After cleaning, decide whether to reinstall the old sprayer arm or toss it and replace with a new one.
- Align the New/Clean Sprayer Arm
With the sprayer arm you’re reinstalling, start by aligning the arm with its socket. Return the gasket and nut to their proper places, if necessary.As a bonus note, some dishwasher models have an all-one-piece sprayer arm, and some have arms that fit into the sprayer arm base. This may need to be considered if replacing a sprayer arm, or the entire sprayer assembly.
- If Upper: Adjust Inlet Tube
If you are working with the upper sprayer arm, you may need to adjust the inlet tube. It should be about 1/4 inch into the aperture. Be very careful not to push it in further as you install the upper sprayer arm. If it does get pushed in, you can use your fingers or needle-nose pliers to put the inlet tube back in position.

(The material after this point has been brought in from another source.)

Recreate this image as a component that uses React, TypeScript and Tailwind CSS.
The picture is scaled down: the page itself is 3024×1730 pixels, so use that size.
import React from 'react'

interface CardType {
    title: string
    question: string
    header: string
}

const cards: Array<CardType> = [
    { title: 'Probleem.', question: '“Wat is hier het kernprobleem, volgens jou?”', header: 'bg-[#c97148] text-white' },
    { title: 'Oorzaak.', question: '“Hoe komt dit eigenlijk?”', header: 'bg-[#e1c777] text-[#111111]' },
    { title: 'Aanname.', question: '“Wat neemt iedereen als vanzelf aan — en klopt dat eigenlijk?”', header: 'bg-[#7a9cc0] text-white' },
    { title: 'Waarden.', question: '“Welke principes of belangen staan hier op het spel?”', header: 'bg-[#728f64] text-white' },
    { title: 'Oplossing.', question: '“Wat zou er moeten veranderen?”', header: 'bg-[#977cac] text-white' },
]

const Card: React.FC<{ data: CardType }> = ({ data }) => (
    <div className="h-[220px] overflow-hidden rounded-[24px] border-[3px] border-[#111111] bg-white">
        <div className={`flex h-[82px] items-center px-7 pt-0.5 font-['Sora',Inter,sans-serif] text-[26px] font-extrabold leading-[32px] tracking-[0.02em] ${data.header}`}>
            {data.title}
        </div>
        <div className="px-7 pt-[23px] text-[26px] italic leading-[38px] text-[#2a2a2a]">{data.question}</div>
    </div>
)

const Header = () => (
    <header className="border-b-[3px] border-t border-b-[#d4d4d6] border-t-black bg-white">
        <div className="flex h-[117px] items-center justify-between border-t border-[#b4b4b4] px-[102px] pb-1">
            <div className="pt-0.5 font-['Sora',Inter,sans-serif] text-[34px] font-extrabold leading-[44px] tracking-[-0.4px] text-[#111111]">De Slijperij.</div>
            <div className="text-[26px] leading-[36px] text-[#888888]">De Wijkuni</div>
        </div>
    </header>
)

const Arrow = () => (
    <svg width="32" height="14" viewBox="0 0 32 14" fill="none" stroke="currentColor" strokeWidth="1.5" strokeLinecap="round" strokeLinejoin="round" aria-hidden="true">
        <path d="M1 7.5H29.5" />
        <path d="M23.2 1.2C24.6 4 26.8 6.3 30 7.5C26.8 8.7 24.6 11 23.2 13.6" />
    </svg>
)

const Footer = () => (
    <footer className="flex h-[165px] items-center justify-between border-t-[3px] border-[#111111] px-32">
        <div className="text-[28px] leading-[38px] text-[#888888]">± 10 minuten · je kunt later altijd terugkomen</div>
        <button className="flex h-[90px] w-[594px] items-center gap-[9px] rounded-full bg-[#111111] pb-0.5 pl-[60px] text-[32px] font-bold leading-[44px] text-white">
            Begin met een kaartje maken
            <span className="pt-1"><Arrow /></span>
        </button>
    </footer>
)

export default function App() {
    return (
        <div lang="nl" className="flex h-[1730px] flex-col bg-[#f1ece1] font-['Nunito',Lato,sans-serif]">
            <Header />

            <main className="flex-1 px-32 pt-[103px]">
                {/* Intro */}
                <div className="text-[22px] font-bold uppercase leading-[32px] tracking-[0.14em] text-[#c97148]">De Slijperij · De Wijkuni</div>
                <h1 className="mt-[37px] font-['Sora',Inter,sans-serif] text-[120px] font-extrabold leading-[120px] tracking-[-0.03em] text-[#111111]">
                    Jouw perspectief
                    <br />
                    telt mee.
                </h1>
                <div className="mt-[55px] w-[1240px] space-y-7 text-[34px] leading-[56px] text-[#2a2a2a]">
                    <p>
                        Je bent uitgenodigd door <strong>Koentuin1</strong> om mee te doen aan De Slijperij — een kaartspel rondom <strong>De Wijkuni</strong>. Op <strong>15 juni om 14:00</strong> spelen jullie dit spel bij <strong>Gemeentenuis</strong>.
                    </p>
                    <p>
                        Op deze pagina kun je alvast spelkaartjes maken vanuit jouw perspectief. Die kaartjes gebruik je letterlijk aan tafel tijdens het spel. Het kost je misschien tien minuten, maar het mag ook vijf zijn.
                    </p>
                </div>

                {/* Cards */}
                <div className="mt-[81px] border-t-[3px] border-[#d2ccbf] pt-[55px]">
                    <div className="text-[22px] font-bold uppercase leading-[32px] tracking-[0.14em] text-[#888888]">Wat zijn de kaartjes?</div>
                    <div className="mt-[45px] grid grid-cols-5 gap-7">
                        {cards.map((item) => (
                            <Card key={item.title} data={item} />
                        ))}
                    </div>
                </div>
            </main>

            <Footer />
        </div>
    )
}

- If Lower: Push Down Firmly
If you are working with the lower sprayer arm, you may need to press down firmly so that the sprayer base sets into place.

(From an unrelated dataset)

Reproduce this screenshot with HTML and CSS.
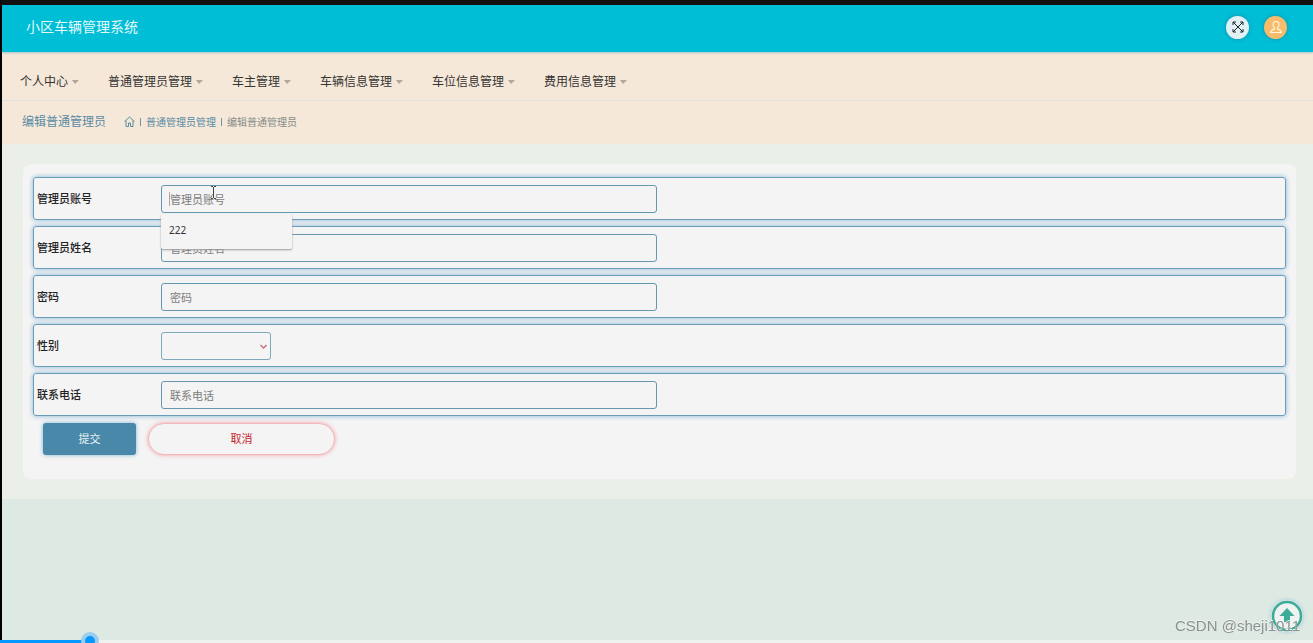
FILE: index.html
```html
<!DOCTYPE html>
<html lang="zh-CN">
<head>
<meta charset="utf-8">
<title>小区车辆管理系统</title>
<link rel="stylesheet" href="styles.css">
</head>
<body>
<header class="topbar">
  <h1 class="brand">小区车辆管理系统</h1>
  <div class="actions">
    <button class="round expand" type="button" aria-label="全屏">
      <svg width="12" height="12" viewBox="0 0 12 12" fill="none" stroke="#222" stroke-width="1"><path d="M1 1l10 10M11 1L1 11M1 4V1h3M8 1h3v3M11 8v3H8M4 11H1V8"/></svg>
    </button>
    <button class="round user" type="button" aria-label="用户">
      <svg width="14" height="14" viewBox="0 0 14 14" fill="none" stroke="#fff3dc" stroke-width="1.100"><path d="M7 1.500c2 0 3 1.400 3 3.200 0 1.500-.6 2.500-1.600 3.200v1c2.200.5 3.600 1.300 4.100 3.600h-11c.5-2.300 1.900-3.100 4.100-3.600v-1C4.600 7.200 4 6.200 4 4.700c0-1.800 1-3.200 3-3.200z"/></svg>
    </button>
  </div>
</header>
<nav class="menu">
  <a class="menu-item" href="#">个人中心</a>
  <a class="menu-item" href="#">普通管理员管理</a>
  <a class="menu-item" href="#">车主管理</a>
  <a class="menu-item" href="#">车辆信息管理</a>
  <a class="menu-item" href="#">车位信息管理</a>
  <a class="menu-item" href="#">费用信息管理</a>
</nav>
<div class="crumbs">
  <h2 class="page-title">编辑普通管理员</h2>
  <div class="trail">
    <a class="home" href="#" aria-label="首页"><svg width="11" height="11" viewBox="0 0 11 11" fill="none" stroke="#5b8ba5"><path d="M.5 5.500l5-4.500 5 4.500M2 4.500v6h2.500V7h2v3.500H9v-6"/></svg></a>
    <span class="bar"></span>
    <a href="#">普通管理员管理</a>
    <span class="bar"></span>
    <span class="current">编辑普通管理员</span>
  </div>
</div>
<main class="content">
  <form class="card">
    <div class="row">
      <label for="account">管理员账号</label>
      <div class="field">
        <input id="account" type="text" placeholder="管理员账号">
        <span class="caret"></span>
        <svg class="pointer" width="7" height="13" viewBox="0 0 7 13" fill="none" stroke="#444"><path d="M1 .5h2M4 .5h2M3.500 1v11M1 12.500h2M4 12.500h2"/></svg>
        <div class="suggest">222</div>
      </div>
    </div>
    <div class="row">
      <label for="name">管理员姓名</label>
      <div class="field"><input id="name" type="text" placeholder="管理员姓名"></div>
    </div>
    <div class="row">
      <label for="password">密码</label>
      <div class="field"><input id="password" type="password" placeholder="密码"></div>
    </div>
    <div class="row">
      <label for="gender">性别</label>
      <div class="select">
        <select id="gender"><option></option></select>
        <svg class="chevron" width="7" height="5" viewBox="0 0 7 5" fill="none" stroke="#c9757f" stroke-width="1.500"><path d="M.5 1l3 3 3-3"/></svg>
      </div>
    </div>
    <div class="row">
      <label for="phone">联系电话</label>
      <div class="field"><input id="phone" type="text" placeholder="联系电话"></div>
    </div>
    <div class="buttons">
      <button class="submit" type="button">提交</button>
      <button class="cancel" type="button">取消</button>
    </div>
  </form>
</main>
<button class="to-top" type="button" aria-label="返回顶部">
  <svg width="32" height="32" viewBox="0 0 32 32"><circle cx="16" cy="16" r="14" fill="#eef3f2" stroke="#3bac98" stroke-width="2.500"/><path d="M16 8l7.500 8H19v6h-6v-6H8.500z" fill="#3bac98"/></svg>
</button>
<div class="watermark">CSDN @sheji1011</div>
<div class="progress"><span class="played"></span><span class="knob"></span></div>
</body>
</html>
```
FILE: styles.css
```css
* {
  box-sizing: border-box;
}

body {
  margin: 0;
  min-height: 100vh;
  border-top: 5px solid #111;
  border-left: 2px solid #000;
  background: #dfe9e3;
  font-family: "Noto Sans", "Noto Sans CJK SC", sans-serif;
  font-size: 11px;
  line-height: 16px;
  color: #333;
}

a {
  color: inherit;
  text-decoration: none;
}

button,
input,
select {
  font: inherit;
}

button {
  padding: 0;
  border: 0;
  cursor: pointer;
}

.topbar {
  position: relative;
  display: flex;
  align-items: center;
  justify-content: space-between;
  height: 47px;
  padding: 0 26px 3px 24px;
  background: #00bed6;
  box-shadow: 0 1px 2px #a9bfd0;
}

.brand {
  margin: 0;
  font-size: 14px;
  font-weight: 400;
  color: #e2f8fa;
}

.actions {
  display: flex;
  gap: 15px;
}

.round {
  display: flex;
  align-items: center;
  justify-content: center;
  width: 23px;
  height: 23px;
  border-radius: 50%;
  box-shadow: 0 0 4px #168fa5;
}

.expand {
  background: #e0f2f5;
}

.user {
  background: #f5bd6b;
}

.menu {
  display: flex;
  align-items: center;
  gap: 29px;
  height: 49px;
  padding: 12px 18px 0;
  border-bottom: 1px solid #e4e0da;
  background: #f5e8d8;
  font-size: 12px;
}

.menu-item {
  display: flex;
  align-items: center;
  gap: 4px;
}

.menu-item::after {
  content: "";
  border: solid transparent;
  border-width: 4px 4px 0 3px;
  border-top-color: #b3a698;
}

.crumbs {
  display: flex;
  align-items: center;
  gap: 18px;
  height: 43px;
  padding: 0 20px 2px;
  background: #f5e8d8;
  color: #5b8ba5;
}

.page-title {
  margin: 0;
  font-size: 12px;
  font-weight: 400;
}

.trail {
  display: flex;
  align-items: center;
  gap: 5px;
  font-size: 10px;
}

.home {
  display: flex;
}

.bar {
  width: 1px;
  height: 8px;
  background: #6b93a8;
}

.current {
  color: #858b88;
}

.content {
  padding: 20px 17px 20px 21px;
  background: #eaefe7;
}

.card {
  display: flex;
  flex-direction: column;
  gap: 6px;
  padding: 13px 10px 24px;
  border-radius: 8px;
  background: #f4f4f4;
}

.row {
  display: flex;
  align-items: center;
  min-height: 43px;
  padding: 0 3px;
  border: 1px solid #6b9db8;
  border-radius: 3px;
  box-shadow: 0 0 5px #82b4d6;
}

.row label {
  width: 124px;
  font-weight: 500;
  color: #222;
}

.field {
  position: relative;
  width: 496px;
}

.field input {
  display: block;
  width: 100%;
  height: 28px;
  padding: 2px 8px 0;
  border: 1px solid #6796ae;
  border-radius: 3px;
  outline: 0;
  background: transparent;
  color: #333;
}

.field input::placeholder {
  color: #7d7d7d;
  opacity: 1;
}

.caret {
  position: absolute;
  top: 7px;
  left: 8px;
  width: 1px;
  height: 14px;
  background: #aaa;
}

.pointer {
  position: absolute;
  top: 1px;
  left: 49px;
}

.suggest {
  position: absolute;
  z-index: 2;
  top: 29px;
  left: 0;
  width: 131px;
  padding: 8px 8px 11px;
  border-radius: 2px;
  background: #f4f4f4;
  box-shadow: 0 1px 2px #999;
  font-size: 10px;
}

.select {
  position: relative;
  width: 110px;
}

.select select {
  display: block;
  width: 100%;
  height: 28px;
  border: 1px solid #7fa9b8;
  border-radius: 3px;
  appearance: none;
  background: transparent;
}

.chevron {
  position: absolute;
  top: 12px;
  right: 4px;
  pointer-events: none;
}

.buttons {
  display: flex;
  gap: 12px;
  padding: 1px 10px 0;
}

.submit {
  width: 93px;
  height: 32px;
  border-radius: 3px;
  background: #4988a8;
  box-shadow: 0 0 4px #82b4d6;
  color: #e8f2f6;
}

.cancel {
  width: 187px;
  height: 32px;
  border: 1px solid #f2b8bd;
  border-radius: 16px;
  background: #f4f4f4;
  box-shadow: 0 0 4px #f2a0a6;
  color: #c4232d;
}

.to-top {
  position: fixed;
  right: 10px;
  bottom: 11px;
  display: flex;
  border-radius: 50%;
  background: transparent;
  box-shadow: 0 0 4px #9fcce0;
}

.watermark {
  position: fixed;
  right: 13px;
  bottom: 9px;
  font-family: "Liberation Sans", sans-serif;
  font-size: 15px;
  color: #8b918e;
  text-shadow: 0 -1px 0 #f3f6f4;
}

.progress {
  position: fixed;
  right: 0;
  bottom: 0;
  left: 0;
  display: flex;
  align-items: flex-start;
  height: 3px;
  background: #edf2ef;
}

.played {
  width: 90px;
  height: 3px;
  background: #0598ff;
}

.knob {
  flex: none;
  width: 18px;
  height: 18px;
  margin: -8px 0 0 -9px;
  border: 4px solid #98cdef;
  border-radius: 50%;
  background: #0598ff;
}
```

- Secure the Fastening Nut
Twist the fastening nut clockwise to tighten it into place. Be sure to twist firmly so that the connection forms a seal, but do not over-tighten or you may tear the sealing gaskets.
- Spin to Test
Push the newly installed sprayer arm with your finger to ensure that it is both secure and that it spins freely.
Reassemble the Dishwasher
Now you’re ready to reassemble your dishwasher and run a test load.
- Return the Dish Racks
Pull out the dishwasher tracks, ensuring that the end clips are still open. Carefully align the removed dish rack(s) with their tracks and slide the wheels into the track slot. Close the end clips when the rack is fully in place, then slide the rack in.
- Turn the Water Back On
It is now safe to turn the water back on for your dishwasher now that the sprayer arms are fully reconnected.
Run a Test Load
As a final test of your victory, run a test load to see if the sprayer arms are functioning and cleaning your dishes properly. If all goes well, congratulations! You have just completed an important repair for your dishwasher.